The Criminal Court of Record, upon the hearing on this motion for new trial, granted it for the reasons as stated in its order:

"The Court did not require the State to disclose the name, identity and address of the alleged confidential informer, in accordance with the ruling of the Supreme Court of the United States in the case of Albert Roviaro v. United States of America, 353 U.S. 53, 77 S. Ct. 623, 1 L. Ed. 2d 639, and cases cited in said opinion."

The State has filed the present appeal from this order.

We have examined the opinion in the Roviaro case referred to in the quoted order, the cases cited in that case, and other authorities, and do not think they support the order appealed from.

In the case of Roviaro v. United States, 353 U.S. 53, 77 S. Ct. 623, 1 L. Ed. 2d 639, the petitioner for writ of certiorari, Roviaro, was convicted in a federal district court of a charge of violating a federal narcotics act by having sold heroin to one "John Doe" and transported it knowing it to be unlawfully imported. Before and during the trial he sought to learn the identity of "John Doe", which the government refused to disclose on the ground that John Doe was an informer. The United States Court of Appeals upheld the conviction, holding that the district judge had not abused his discretion in denying Roviaro's request for disclosure of the informer's identity, as reported in 7 Cir., 229 F.2d 812. The United States Supreme Court reversed the judgment, holding that the applicability of the privilege claimed by the government depends on the circumstances of each case and that the privilege was not applicable to the facts before them. The Court pointed out that this was a case in which the government's informer was the sole participant, other than the accused, in the transaction charged; that the informer was the only witness in a position to amplify or contradict the testimony of government witnesses.

The facts in the Roviaro case are basically distinguishable from those in the instant appeal. Here the appellee was tried on a charge of unlawful possession of five gallons of moonshine whiskey, not on a charge of an unlawful sale of moonshine whiskey to the informer or anyone else. There is no showing here that the informer was a participant in the transaction charged or that he would be a material witness at the trial. The Roviaro case cannot be considered as a governing precedent in this case, and the trial judge erred in granting a new trial on the basis of that case or on any basis.

The general rule recognized in the federal courts (including the United States Supreme Court in several cases), as stated in the annotation in 1 L.Ed.2d 1998-2011, on the topic of the government's privilege *346 to withhold disclosure of the identity of informers, is that the government is privileged to withhold from disclosure (notwithstanding its relevance) the identity of persons who furnish information relating to violations of law to officers charged with enforcement of that law; that this privilege is founded upon public policy and seeks to further and protect the public interest in law enforcement. This rule recognizes the obligation of citizens to communicate their knowledge of the commission of crimes to law enforcement officers, encouraging them to perform that obligation.

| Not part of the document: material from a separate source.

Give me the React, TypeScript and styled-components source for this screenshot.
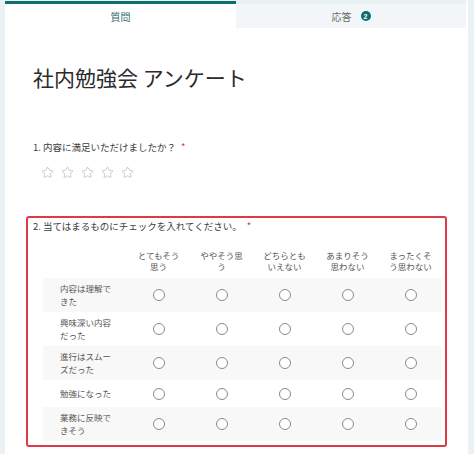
import React from 'react';
import styled, {createGlobalStyle} from "styled-components";
import {Star} from "lucide-react";

const GlobalStyle = createGlobalStyle`
    body {
        margin: 0;
        background-color: #eaf2f4;
        font-family: "Noto Sans CJK JP", "Noto Sans", sans-serif;
    }
`

const columns = ["とてもそう\n思う", "ややそう思\nう", "どちらとも\nいえない", "あまりそう\n思わない", "まったくそ\nう思わない"]
const statements = ["内容は理解で\nきた", "興味深い内容\nだった", "進行はスムー\nズだった", "勉強になった", "業務に反映で\nきそう"]

export default function App() {
    return (
        <Page>
            <GlobalStyle/>
            <Card>
                <Tabs>
                    <Tab $active>質問</Tab>
                    <Tab>応答<Badge>2</Badge></Tab>
                </Tabs>
                <Content>
                    <Title>社内勉強会 アンケート</Title>
                    <Question>
                        <QuestionText>1. 内容に満足いただけましたか？<Required>*</Required></QuestionText>
                        <Stars>
                            {[0, 1, 2, 3, 4].map(i => <Star key={i} size={13} strokeWidth={1.2} color="#b0b0b0"/>)}
                        </Stars>
                    </Question>
                    <Question $selected>
                        <QuestionText>2. 当てはまるものにチェックを入れてください。<Required>*</Required></QuestionText>
                        <Likert>
                            <HeaderCell/>
                            {columns.map(c => <HeaderCell key={c}>{c}</HeaderCell>)}
                            {statements.map((s, i) => (
                                <React.Fragment key={s}>
                                    <RowLabel $shaded={i % 2 === 0}>{s}</RowLabel>
                                    {columns.map(c => (
                                        <RadioCell key={c} $shaded={i % 2 === 0}><Radio/></RadioCell>
                                    ))}
                                </React.Fragment>
                            ))}
                        </Likert>
                    </Question>
                </Content>
            </Card>
        </Page>
    );
}

const Page = styled.div`
    padding: 1px 6px 0 5px;
`

const Card = styled.div`
    background-color: #fff;
    min-height: 453px;
`

const Tabs = styled.div`
    display: grid;
    grid-template-columns: 231px 1fr;
    margin-right: 2px;
`

const Tab = styled.div<{ $active?: boolean }>`
    height: 24px;
    border-top: 3px solid ${p => p.$active ? "#0f6f6f" : "#eaf1f3"};
    background-color: ${p => p.$active ? "#fff" : "#f3f6f8"};
    color: ${p => p.$active ? "#336b6c" : "#6a6a6a"};
    font-size: 10px;
    display: flex;
    align-items: center;
    justify-content: center;
    gap: 9px;
`

const Badge = styled.span`
    width: 10px;
    height: 10px;
    border-radius: 50%;
    background-color: #0d6a6e;
    color: #fff;
    font-size: 7px;
    font-weight: bold;
    display: flex;
    align-items: center;
    justify-content: center;
    font-family: "Liberation Sans", sans-serif;
`

const Content = styled.div`
    padding: 34px 21px 0;
`

const Title = styled.h1`
    margin: 0 0 48px 7px;
    font-size: 21px;
    font-weight: normal;
    line-height: 30px;
    color: #2b2b2b;
`

const Question = styled.div<{ $selected?: boolean }>`
    padding: ${p => p.$selected ? "1px 5px 4px" : "0 7px"};
    border: ${p => p.$selected ? "2px solid #dc3b46" : "none"};
    border-radius: 3px;
    margin-bottom: ${p => p.$selected ? "0" : "37px"};
`

const QuestionText = styled.div`
    font-size: 9.5px;
    line-height: 14px;
    color: #3c3c3c;
`

const Required = styled.span`
    color: #d0343f;
    margin-left: 5px;
`

const Stars = styled.div`
    display: flex;
    gap: 7px;
    margin: 12px 0 0 8px;
`

const Likert = styled.div`
    display: grid;
    grid-template-columns: 84px repeat(5, 63px);
    margin: 17px 0 0 10px;
`

const HeaderCell = styled.div`
    white-space: pre-line;
    text-align: center;
    font-size: 8.5px;
    line-height: 11px;
    color: #555;
    margin-bottom: 6px;
`

const RowLabel = styled.div<{ $shaded: boolean }>`
    white-space: pre-line;
    font-size: 8.5px;
    line-height: 13px;
    color: #555;
    padding: 4px 0 4px 17px;
    min-height: 27px;
    box-sizing: border-box;
    display: flex;
    align-items: center;
    background-color: ${p => p.$shaded ? "#f8f8f8" : "#fff"};
`

const RadioCell = styled.div<{ $shaded: boolean }>`
    display: flex;
    align-items: center;
    justify-content: center;
    background-color: ${p => p.$shaded ? "#f8f8f8" : "#fff"};
`

const Radio = styled.span`
    width: 10px;
    height: 10px;
    border: 1px solid #8a8a8a;
    border-radius: 50%;
    background-color: #fff;
`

Our legal research into this question supports the preceding statement as a fair expression of the prevailing and better rule in both federal and state courts in this country.

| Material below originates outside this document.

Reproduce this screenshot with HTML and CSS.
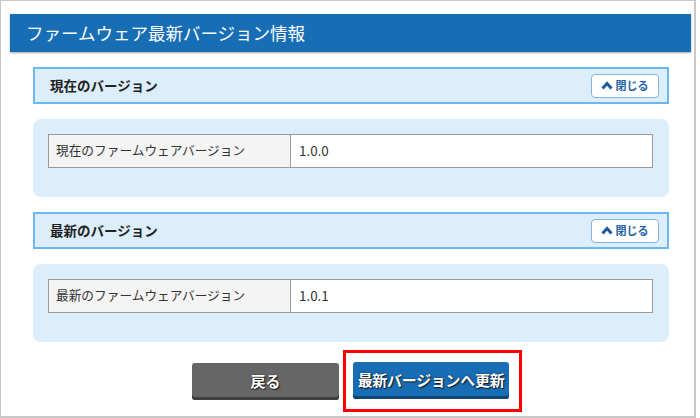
FILE: index.html
```html
<!DOCTYPE html>
<html lang="ja">
<head>
<meta charset="utf-8">
<title>ファームウェア最新バージョン情報</title>
<link rel="stylesheet" href="styles.css">
</head>
<body>
<div class="frame">
  <h1 class="title">ファームウェア最新バージョン情報</h1>

  <div class="section">
    <div class="sec-head">
      <span class="sec-title">現在のバージョン</span>
      <button class="close-btn" type="button">
        <svg class="chev" width="12" height="9" viewBox="0 0 12 9"><polyline points="1.5,7.5 6,2.5 10.5,7.5" fill="none" stroke="#1d5c99" stroke-width="3" stroke-linejoin="miter"/></svg>
        <span>閉じる</span>
      </button>
    </div>
    <div class="sec-body">
      <table class="info">
        <tr><th>現在のファームウェアバージョン</th><td>1.0.0</td></tr>
      </table>
    </div>
  </div>

  <div class="section section-last">
    <div class="sec-head">
      <span class="sec-title">最新のバージョン</span>
      <button class="close-btn" type="button">
        <svg class="chev" width="12" height="9" viewBox="0 0 12 9"><polyline points="1.5,7.5 6,2.5 10.5,7.5" fill="none" stroke="#1d5c99" stroke-width="3" stroke-linejoin="miter"/></svg>
        <span>閉じる</span>
      </button>
    </div>
    <div class="sec-body">
      <table class="info">
        <tr><th>最新のファームウェアバージョン</th><td>1.0.1</td></tr>
      </table>
    </div>
  </div>

  <div class="actions">
    <button class="btn btn-gray" type="button">戻る</button>
    <div class="highlight">
      <button class="btn btn-blue" type="button">最新バージョンへ更新</button>
    </div>
  </div>
</div>
</body>
</html>
```

FILE: styles.css
```css
* { box-sizing: border-box; }
html, body { margin: 0; padding: 0; background: #fff; }
body {
  font-family: "Noto Sans CJK JP", "Noto Sans", sans-serif;
  color: #333;
}
.frame {
  width: 696px;
  height: 418px;
  border: 1px solid #c8c8c8;
  border-width: 1px 2px 2px 1px;
  padding-top: 13px;
}
.title {
  margin: 0 3px 15px 9px;
  height: 38px;
  background: #176eb4;
  color: #fff;
  font-size: 17.5px;
  font-weight: 400;
  line-height: 38px;
  padding-left: 16px;
  box-shadow: 0 1px 2px rgba(0,0,0,0.35);
  white-space: nowrap;
}
.section {
  margin: 0 0 15px 32px;
  width: 636px;
}
.section-last { margin-bottom: 0; }
.sec-head {
  height: 37px;
  border: 2px solid #6db7f1;
  background: #dcedfc;
  display: flex;
  align-items: center;
  justify-content: space-between;
  padding: 0 8px 0 15px;
}
.sec-title {
  font-size: 13.5px;
  font-weight: 700;
  color: #222;
  line-height: 1;
}
.close-btn {
  width: 68px;
  height: 24px;
  border: 1.5px solid #86b3dc;
  border-radius: 4px;
  background: #fff;
  display: flex;
  align-items: center;
  justify-content: center;
  gap: 3px;
  padding: 0 1px 0 0;
  font-family: inherit;
  font-size: 11px;
  font-weight: 700;
  color: #1d62a6;
  line-height: 1;
}
.close-btn .chev { display: block; }
.sec-body {
  margin-top: 15px;
  height: 78px;
  background: #dcedfb;
  border-radius: 8px;
  padding: 15px 16px 0 15px;
}
.info {
  width: 605px;
  height: 33px;
  border-collapse: collapse;
  font-size: 12.7px;
}
.info th, .info td {
  height: 33px;
  border: 1px solid #9a9a9a;
  padding: 0 0 1px 7px;
  text-align: left;
  font-weight: 400;
  color: #333;
  line-height: 1;
}
.info th {
  width: 242px;
  background: #f4f4f4;
}
.info td {
  background: #fff;
  padding-left: 8px;
  font-size: 13.4px;
}
.actions {
  display: flex;
  align-items: center;
  margin: 8px 0 0 191px;
}
.btn {
  height: 37px;
  border: 0;
  border-radius: 3px;
  font-family: inherit;
  font-size: 15px;
  font-weight: 700;
  color: #fff;
  text-shadow: 1px 1px 1px rgba(0,0,0,0.75), 0 0 2px rgba(0,0,0,0.5);
  padding: 0 0 2px 0;
}
.btn-gray {
  width: 147px;
  background: #666;
  box-shadow: inset 0 -3px 0 #3f3f3f;
}
.highlight {
  margin-left: 4px;
  border: 3px solid #f00;
  padding: 9px 10px 10px 7px;
}
.btn-blue {
  width: 156px;
  background: #186db4;
  box-shadow: inset 0 -3px 0 #0f4474;
  letter-spacing: -0.3px;
}
```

This Court recently had occasion to pass upon the question involved here. In Harrington v. State, Fla.App., 110 So. 2d 495, 497 (appeal dismissed by the Florida Supreme Court, 113 So. 2d 231), the appellant had been convicted of the offense of aiding and assisting in the setting up, promotion, and conducting of a lottery. At the trial certain lottery paraphernalia, seized under a search warrant, was admitted in evidence over appellant's objection. The affidavit upon which the search warrant was issued was made by a sheriff, who based his belief that the law was being violated upon information furnished by an unnamed confidential informer. On appeal from the judgment of conviction, the appellant raised the question whether the sheriff was required to disclose the name of the confidential informer. In our opinion this Court recognized the following principles, which we hold in the present case to be applicable and determinative:

"It is well settled that an officer may rely upon information as adequate to support an affidavit for a search warrant, although such information might not be considered admissible at the trial under applicable rules of evidence. Chacon v. State, Fla., 102 So. 2d 578. The privilege whereby law enforcement officers are not required to disclose the identity of those furnishing information with regard to the commission of crimes is based on sound public policy and has long been recognized by the courts of this country and of England. Hardy's Trial, 24 How.St.Tr. 99 (1794); United States v. Moses, 1827, 27 Fed.Cas. page 5, No. 15,825, 4 Wash.C.C. 726. It is common knowledge that without the aid of confidential informants the discovery and prevention of crime would present such a formidable task as practically to render hopeless the efforts of those charged with law enforcement. And the alarming fact that the underworld often wreaks vengeance upon informers would unquestionably deter the giving of such information if the identity of the informer should be required to be disclosed in all instances.
"What we have said is not to be construed as indicating that such disclosure is absolutely privileged. The trial court may compel the disclosure when necessary to avoid the risk of false testimony or to secure useful testimony. 3 Wigmore on Evidence, 3 Ed., Section 2374. The rule is succinctly stated in Wharton's Criminal Evidence, 12 Ed. 1955, Section 795, page 136: `The distinction is materiality. When such information is material to the issue, it cannot be withheld. But when it is immaterial the courts will not compel its disclosure.'"

We, therefore, hold that the trial court committed reversible error in granting the order appealed from granting a new trial. The order is reversed with directions to enter a judgment of conviction and sentence based upon the verdict of guilty heretofore entered by that court.

WIGGINTON, Chief Judge, and STURGIS, J., concur.